When I asked about him he said he was away from Torquay for seven years I could not see how this had happened and asked him more, he said he had had enough of the shop and went off to create a career and a life for himself something which he had done for himself. He said he went to Bristol and trained as an aircraft engineer. He said he did it well before the war to establish himself in a "reserved occupation"so that he would not be called up when war was declared, he came to Torquay at some weekends. The shop was not making much money but enough to pay for his lifestyle. His father bought him a house which at the outbreak of war was occupied by his father Lilian, Thora ,GMB and then four children, Thora was sent to Torquay to escape the bombing of the naval base at Plymouth. Maurice became a government inspector at various aircraft factories including Supermarine at Southampton.He was very proud of learning trignometry as an adult. He had a difficult time as there was massive corruption in the dispersed industries, standards were impossible to maintain and a lot of work had to be rejected. This led to violence from a rejected sub contractors an accusation of being a communist threats of legal action and the sack, he returned to the shop which was now doing well making and supplying uniforms to all the service people of the many nations stationed there in the preparations for D Day. When I became an officer in the Royal Naval Reserve he altered my uniform and altered all the issue garments to fit.
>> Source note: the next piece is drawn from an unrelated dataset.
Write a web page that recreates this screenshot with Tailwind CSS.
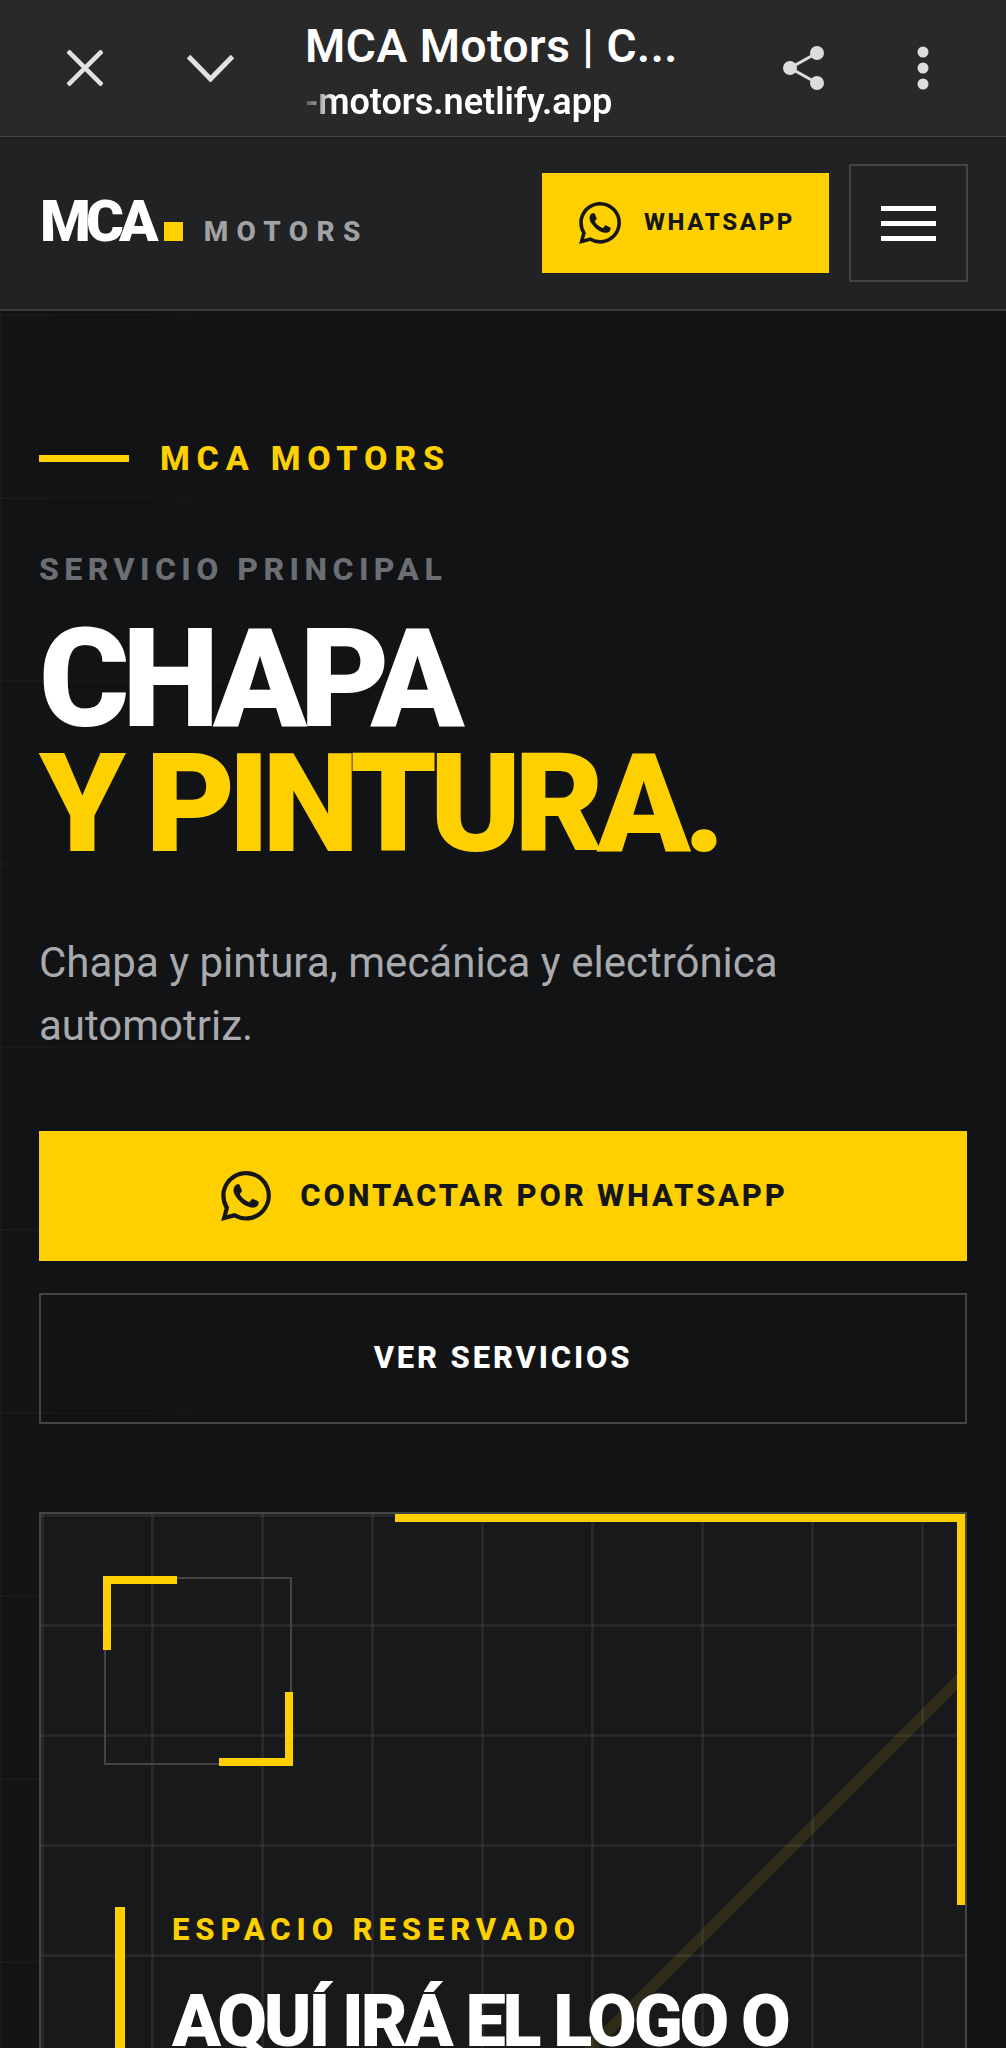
<!DOCTYPE html>
<html lang="es">
<head>
    <meta charset="UTF-8" />
    <meta name="viewport" content="width=device-width, initial-scale=1" />
    <title>MCA Motors</title>
    <script src="https://cdn.jsdelivr.net/npm/@tailwindcss/browser@4"></script>
</head>
<body class="bg-[#111315] font-[Roboto,sans-serif] h-[2048px] overflow-hidden">

    <!-- Browser bar -->
    <div class="h-[137px] bg-[#292929] border-b border-[#444] flex items-center">
        <svg class="ml-[67px] w-[36px] h-[36px]" viewBox="0 0 36 36" fill="none" stroke="#e2e2e2" stroke-width="4.5"><path d="M1 1 35 35M35 1 1 35"/></svg>
        <svg class="ml-[84px] w-[47px] h-[27px]" viewBox="0 0 47 27" fill="none" stroke="#e2e2e2" stroke-width="5"><path d="M1.5 1.5 23.5 24 45.5 1.5"/></svg>
        <div class="ml-[71px] w-[395px] mt-[8px]">
            <div class="text-white text-[46px] leading-[54px] font-semibold tracking-[0.012em] whitespace-nowrap">MCA Motors | C...</div>
            <div class="mt-[6px] text-white text-[36px] leading-[46px] font-semibold whitespace-nowrap overflow-hidden w-[320px] [mask-image:linear-gradient(90deg,rgba(0,0,0,0.2),black_30px)]">-motors.netlify.app</div>
        </div>
        <svg class="ml-[83px] w-[42px] h-[46px]" viewBox="0 0 42 46" fill="#dcdcdc" stroke="#dcdcdc" stroke-width="3"><circle cx="7" cy="23" r="5.5"/><circle cx="34" cy="8" r="5.5"/><circle cx="34" cy="38" r="5.5"/><path d="M34 8 7 23 34 38" fill="none"/></svg>
        <svg class="ml-[92px] w-[12px] h-[44px]" viewBox="0 0 12 44" fill="#dcdcdc"><circle cx="6" cy="6" r="5.5"/><circle cx="6" cy="22" r="5.5"/><circle cx="6" cy="38" r="5.5"/></svg>
    </div>

    <!-- Navbar -->
    <nav class="h-[174px] bg-[#212224] border-b-2 border-[#3a3b3d] flex items-center pl-[40px] pr-[38px]">
        <a href="#" class="flex items-baseline mt-[-4px]">
            <span class="text-white text-[58px] leading-none font-black tracking-[-0.085em]">MCA</span>
            <span class="w-[19px] h-[19px] bg-[#ffd000] ml-[10px]"></span>
            <span class="text-[#a0a2a4] text-[28px] leading-none font-extrabold tracking-[0.3em] ml-[21px]">MOTORS</span>
        </a>
        <a href="#" class="ml-auto w-[287px] h-[100px] bg-[#ffd000] flex items-center pl-[37px]">
            <svg class="w-[42px] h-[42px]" viewBox="0 0 24 24" fill="#15161a"><path d="M17.472 14.382c-.297-.149-1.758-.867-2.03-.967-.273-.099-.471-.148-.67.15-.197.297-.767.966-.94 1.164-.173.199-.347.223-.644.075-.297-.15-1.255-.463-2.39-1.475-.883-.788-1.48-1.761-1.653-2.059-.173-.297-.018-.458.13-.606.134-.133.298-.347.446-.52.149-.174.198-.298.298-.497.099-.198.05-.371-.025-.52-.075-.149-.669-1.612-.916-2.207-.242-.579-.487-.5-.669-.51-.173-.008-.371-.01-.57-.01-.198 0-.52.074-.792.372-.272.297-1.04 1.016-1.04 2.479 0 1.462 1.065 2.875 1.213 3.074.149.198 2.096 3.2 5.077 4.487.709.306 1.262.489 1.694.625.712.227 1.36.195 1.871.118.571-.085 1.758-.719 2.006-1.413.248-.694.248-1.289.173-1.413-.074-.124-.272-.198-.57-.347m-5.421 7.403h-.004a9.87 9.87 0 01-5.031-1.378l-.361-.214-3.741.982.998-3.648-.235-.374a9.86 9.86 0 01-1.51-5.26c.001-5.45 4.436-9.884 9.888-9.884 2.64 0 5.122 1.03 6.988 2.898a9.825 9.825 0 012.893 6.994c-.003 5.45-4.437 9.884-9.885 9.884m8.413-18.297A11.815 11.815 0 0012.05 0C5.495 0 .16 5.335.157 11.892c0 2.096.547 4.142 1.588 5.945L.057 24l6.305-1.654a11.882 11.882 0 005.683 1.448h.005c6.554 0 11.89-5.335 11.893-11.893a11.821 11.821 0 00-3.48-8.413Z"/></svg>
            <span class="ml-[23px] mb-[3px] text-[#15161a] text-[24px] font-extrabold tracking-[0.11em]">WHATSAPP</span>
        </a>
        <button class="ml-[20px] w-[119px] h-[118px] border-2 border-[#444] flex flex-col items-center justify-center gap-[10px]">
            <span class="block w-[55px] h-[5px] bg-white"></span>
            <span class="block w-[55px] h-[5px] bg-white"></span>
            <span class="block w-[55px] h-[5px] bg-white"></span>
        </button>
    </nav>

    <!-- Hero -->
    <main class="relative px-[39px] pt-[128px] h-[1737px] overflow-hidden">
        <div class="absolute inset-0 bg-[linear-gradient(rgba(255,255,255,0.025)_2px,transparent_2px),linear-gradient(90deg,rgba(255,255,255,0.025)_2px,transparent_2px)] bg-[size:183px_183px] [background-position:0_3px] [mask-image:linear-gradient(90deg,black,transparent_60%)]"></div>

        <div class="relative">
            <div class="flex items-center gap-[31px]">
                <span class="w-[90px] h-[7px] bg-[#ffd000]"></span>
                <span class="text-[#ffd000] text-[34px] leading-[38px] font-extrabold tracking-[0.2em]">MCA MOTORS</span>
            </div>
            <p class="mt-[74px] text-[#6b6e72] text-[32px] leading-[36px] font-extrabold tracking-[0.17em]">SERVICIO PRINCIPAL</p>
            <h1 class="mt-[30px] text-[138px] leading-[125px] font-black tracking-[-0.053em]">
                <span class="block text-white">CHAPA</span>
                <span class="block text-[#ffd000]">Y PINTURA.</span>
            </h1>
            <p class="mt-[64px] text-[#a8aaad] text-[42px] leading-[63px]">Chapa y pintura, mecánica y electrónica automotriz.</p>

            <a href="#" class="mt-[74px] h-[130px] bg-[#ffd000] flex items-center justify-center gap-[29px] pl-[3px]">
                <svg class="w-[50px] h-[50px]" viewBox="0 0 24 24" fill="#15161a"><path d="M17.472 14.382c-.297-.149-1.758-.867-2.03-.967-.273-.099-.471-.148-.67.15-.197.297-.767.966-.94 1.164-.173.199-.347.223-.644.075-.297-.15-1.255-.463-2.39-1.475-.883-.788-1.48-1.761-1.653-2.059-.173-.297-.018-.458.13-.606.134-.133.298-.347.446-.52.149-.174.198-.298.298-.497.099-.198.05-.371-.025-.52-.075-.149-.669-1.612-.916-2.207-.242-.579-.487-.5-.669-.51-.173-.008-.371-.01-.57-.01-.198 0-.52.074-.792.372-.272.297-1.04 1.016-1.04 2.479 0 1.462 1.065 2.875 1.213 3.074.149.198 2.096 3.2 5.077 4.487.709.306 1.262.489 1.694.625.712.227 1.36.195 1.871.118.571-.085 1.758-.719 2.006-1.413.248-.694.248-1.289.173-1.413-.074-.124-.272-.198-.57-.347m-5.421 7.403h-.004a9.87 9.87 0 01-5.031-1.378l-.361-.214-3.741.982.998-3.648-.235-.374a9.86 9.86 0 01-1.51-5.26c.001-5.45 4.436-9.884 9.888-9.884 2.64 0 5.122 1.03 6.988 2.898a9.825 9.825 0 012.893 6.994c-.003 5.45-4.437 9.884-9.885 9.884m8.413-18.297A11.815 11.815 0 0012.05 0C5.495 0 .16 5.335.157 11.892c0 2.096.547 4.142 1.588 5.945L.057 24l6.305-1.654a11.882 11.882 0 005.683 1.448h.005c6.554 0 11.89-5.335 11.893-11.893a11.821 11.821 0 00-3.48-8.413Z"/></svg>
                <span class="text-[#15161a] text-[31px] font-extrabold tracking-[0.092em]">CONTACTAR POR WHATSAPP</span>
            </a>
            <a href="#" class="mt-[32px] h-[131px] border-2 border-[#444] flex items-center justify-center text-white text-[31px] font-extrabold tracking-[0.092em]">VER SERVICIOS</a>

            <!-- Placeholder card -->
            <section class="relative mt-[88px] h-[800px] border-2 border-[#444547] bg-[#17191b] bg-[linear-gradient(rgba(255,255,255,0.06)_3px,transparent_3px),linear-gradient(90deg,rgba(255,255,255,0.06)_3px,transparent_3px)] bg-[size:110px_110px] overflow-hidden">
                <svg class="absolute inset-0 w-full h-full" viewBox="0 0 924 796"><path d="M924 160 284 800" stroke="#ffd000" stroke-opacity="0.1" stroke-width="11"/></svg>
                <div class="absolute right-0 top-0 w-[570px] h-[391px] border-t-8 border-r-8 border-[#ffd000]"></div>

                <div class="absolute left-[63px] top-[63px] w-[188px] h-[188px] border-2 border-[#444]">
                    <div class="absolute -left-[3px] -top-[3px] w-[74px] h-[74px] border-t-8 border-l-8 border-[#ffd000]"></div>
                    <div class="absolute -right-[3px] -bottom-[3px] w-[74px] h-[74px] border-b-8 border-r-8 border-[#ffd000]"></div>
                </div>

                <div class="absolute left-[74px] top-[393px] border-l-[10px] border-[#ffd000] pl-[47px] h-[400px]">
                    <p class="mt-[5px] text-[#ffd000] text-[31px] leading-[36px] font-extrabold tracking-[0.19em] whitespace-nowrap">ESPACIO RESERVADO</p>
                    <h2 class="mt-[34px] text-white text-[72px] leading-[80px] font-black tracking-[-0.043em] whitespace-nowrap">AQUÍ IRÁ EL LOGO O</h2>
                </div>
            </section>
        </div>
    </main>
</body>
</html>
GATT met and held a Conference in Torquay he made lots of money selling British tailoring to the delegates. He had a collection of wealthy clients and used to measure and take garments for fitting to their homes. Tailoring became old fashioned with the late fifties and sixties rise in off the peg garments he was reduced to alterations to bought in clothes and the shop became less profitable. He sold the orchard to keep going went to the shop for an hour a day and left the staff to do the day to day running. He sold his shares and when he was offered the lease did not take it up and retired. He had thought Spencer would take it over or one of the girls would marry a local lad who would take it over he mentioned several but it did not happen.
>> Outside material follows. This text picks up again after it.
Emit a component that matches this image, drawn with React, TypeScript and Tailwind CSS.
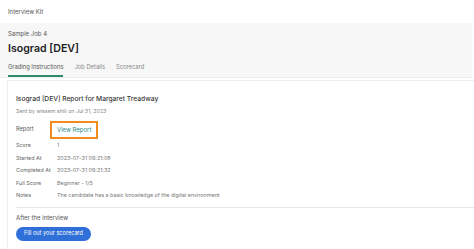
import React from "react";

const rows: [string, string][] = [
  ["Score", "1"],
  ["Started At", "2023-07-31 09:21:08"],
  ["Completed At", "2023-07-31 09:21:32"],
  ["Full Score", "Beginner - 1/5"],
  ["Notes", "The candidate has a basic knowledge of the digital environment"],
];

export default function App() {
  return (
    <div
      className="w-[474px] h-[249px] bg-white overflow-hidden text-[#444]"
      style={{ fontFamily: "Inter, 'Noto Sans', sans-serif" }}
    >
      <div className="h-[23px] pl-[8px] flex items-center text-[6px] text-[#555] pb-[1px]">
        Interview Kit
      </div>
      <div className="w-[472px] h-[55px] bg-[#f7f7f7] border-b border-[#ececec] pl-[8px] flex flex-col">
        <div className="h-[12px] mt-[5px] flex items-center text-[6px] text-[#555]">Sample Job 4</div>
        <div className="h-[16px] mt-[1px] flex items-center text-[10.6px] font-semibold text-[#222]">
          Isograd [DEV]
        </div>
        <div className="flex gap-[11px] mt-[2px] text-[5.8px] text-[#888] h-[19px]">
          <div className="relative flex items-start pt-[4px] text-[#555]">
            Grading Instructions
            <div className="absolute left-0 right-0 bottom-[0px] h-[2px] bg-[#2e8b6e]" />
          </div>
          <div className="pt-[4px]">Job Details</div>
          <div className="pt-[4px]">Scorecard</div>
        </div>
      </div>
      <div className="ml-[7px] mt-[2px] border-l border-t border-[#eeeeee] h-[200px] pl-[8px]">
        <div className="h-[15px] mt-[11px] flex items-center text-[6.7px] font-medium text-[#3a3a3a]">
          Isograd [DEV] Report for Margaret Treadway
        </div>
        <div className="h-[10px] flex items-center text-[5.3px] text-[#888]">
          Sent by wissem shili on Jul 31, 2023
        </div>
        <div className="flex items-center h-[19px] mt-[3px] text-[5.6px]">
          <div className="w-[34px] text-[#555]">Report</div>
          <div className="h-[18px] border-2 border-[#f28c1e] px-[5px] flex items-center text-[#2a8a8a] text-[6px]">
            View Report
          </div>
        </div>
        <div className="flex flex-col">
          {rows.map(([k, v]) => (
            <div key={k} className="flex items-center h-[12.5px] text-[5.4px]">
              <div className="w-[41px] text-[#666]">{k}</div>
              <div className="text-[#777]">{v}</div>
            </div>
          ))}
        </div>
        <div className="mt-[5px] border-t border-[#e6e6e6] h-[1px]" />
        <div className="h-[16px] mt-[2px] flex items-center text-[6px] text-[#555]">
          After the interview
        </div>
        <div className="mt-[1px] w-[75px] h-[14px] rounded-full bg-[#2f6fd8] text-white text-[5.6px] flex items-center justify-center">
          Fill out your scorecard
        </div>
      </div>
    </div>
  );
}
Lilian angry at the way Spencer was treated with his schooling swore that he was capable of something better than a shop keeper in a small town. Their childrens education was a continual fight between them.
When I asked about Thalia he said he paid for her early schooling but did not believe in education and wanted her to leave school and follow a womans trade ie secretary or shopwork.
Lilian used to have screaming rows at him when he could not think of her going to university.
Her siblings blamed Thalia for the family fights, the bossy elder sister, my sisters said the same about me. What was was social change the raising of expectations with the free schooling for all to sixteen, free for those that qualified to continue to degree and post graduate level. Maurice hated school and could not wait to get his children free of the clutches of school who taught different values which were at odds with his own.
Lilian and my mother had left school at twelve both families mine a lighthouse keeper and hers with Pop Bird moved regularly lived in remote houses with long walks to school both talked about setting out in a group of children and never arriving at school, a habit caught by ours when they had a ten mile journey by train with the alternative of walking the whole way along the beach and sand dunes and later a twenty mile journey to school by bus. My father went to Secondary School and later as an apprentice to the Dockyard School, Maurice left school at fourteen and helped in hotels shops and was bought an existing business by his father. Both were absent for the war years both saw their children infrequently. Were both brought up in an extended family with grandparents uncles and aunts but no father. That is why we are different to our younger siblings who were late and post war children with full time fathers. We both had attention from many adults. We had grandparents who enjoyed us and nurtured we probably grew up faster. I spent time with aunts and uncles and their children living in their homes, if I asked if I could go to stay I could, so I experienced several forms of family life.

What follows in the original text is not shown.